The “worst case” is inserting random numbers on the right with the same left value. Results in milliseconds.
| one-to-one | one-to-many | many-to-many | |
|---|---|---|---|
| 10 | 0.002125 | 0.004208 | 0.004541 |
| 100 | 0.01275 | 0.031625 | 0.032417 |
| 1,000 | 0.123 | 0.259875 | 0.316083 |
| 10,000 | 1.21842 | 5.8155 | 6.03812 |
| 100,000 | 9.90271 | 204.167 | 197.585 |
| 1,000,000 | 48.9268 | 19,656.3 | 19,787.9 |
The “best case” is inserting random numbers on both the left and right. Results in milliseconds.
| one-to-one | one-to-many | many-to-many | |
|---|---|---|---|
| 10 | 0.005542 | 0.005625 | 0.00575 |
| 100 | 0.03325 | 0.042167 | 0.039875 |
| 1,000 | 0.25875 | 0.306125 | 0.354167 |
| 10,000 | 2.37317 | 2.64029 | 3.25633 |
| 100,000 | 20.2791 | 18.3426 | 30.7384 |
| 1,000,000 | 454.936 | 601.014 | 780.828 |
This is the time it takes for a single lookup in tables of different sizes. Results microseconds.
| one-to-one | one-to-many | many-to-many | |
|---|---|---|---|
| 10 | 0.049725 | 0.04265 | 0.0369667 |
| 100 | 0.0334625 | 0.0351042 | 0.0344917 |
| 1,000 | 0.0370417 | 0.0376333 | 0.0379292 |
| 10,000 | 0.0473625 | 0.0477541 | 0.04305 |
| 100,000 | 0.0406292 | 0.0389792 | 0.0372666 |
| 1,000,000 | 0.0652959 | 0.0715042 | 0.0902375 |
std::unordered_map is not the fastest hash map. I’m aware of faster ones, but
all those I have found have a license that is more restrictive than the MIT
license.
The array insert operation, which requires shifting half the array on average, is definitely a performance liability. This can be improved by segmenting the array, so that you only have to shift half of the segment.
Performance of this tech has not been an issue in our tools. But there is plenty of room for improvement.

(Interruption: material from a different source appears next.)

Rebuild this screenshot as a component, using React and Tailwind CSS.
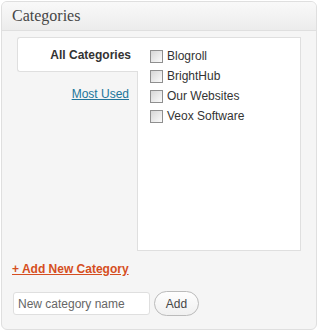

This section is for those who want to venture into the code.
I will show you, and talk you through the structure of the OneToMany template
class. The OneToOne and ManyToMany template classes are structured along the
same lines.
I used the above diagram to write the code. The l2r_it style labels refer to
local variable names in the code. m_LeftToRight and m_RightToLeft are both
hash tables. Each entry on the m_LeftToRight table contains an std::pair
with a left value in the first slot, and a pointer to an std::vector in the
second. The vector has one or more right values in it, sorted by value.
The m_RightToLeft hash table contains pairs with a right value in the
first slot, and a left value in the second slot.
When findRight() is called, the OneToMany is returns the pointer to the
vector of right values from the second slot in the m_LeftToRight hash
table. When findLeft() is called, it returns the left value from the
second slot in the m_RightToLeft hash table.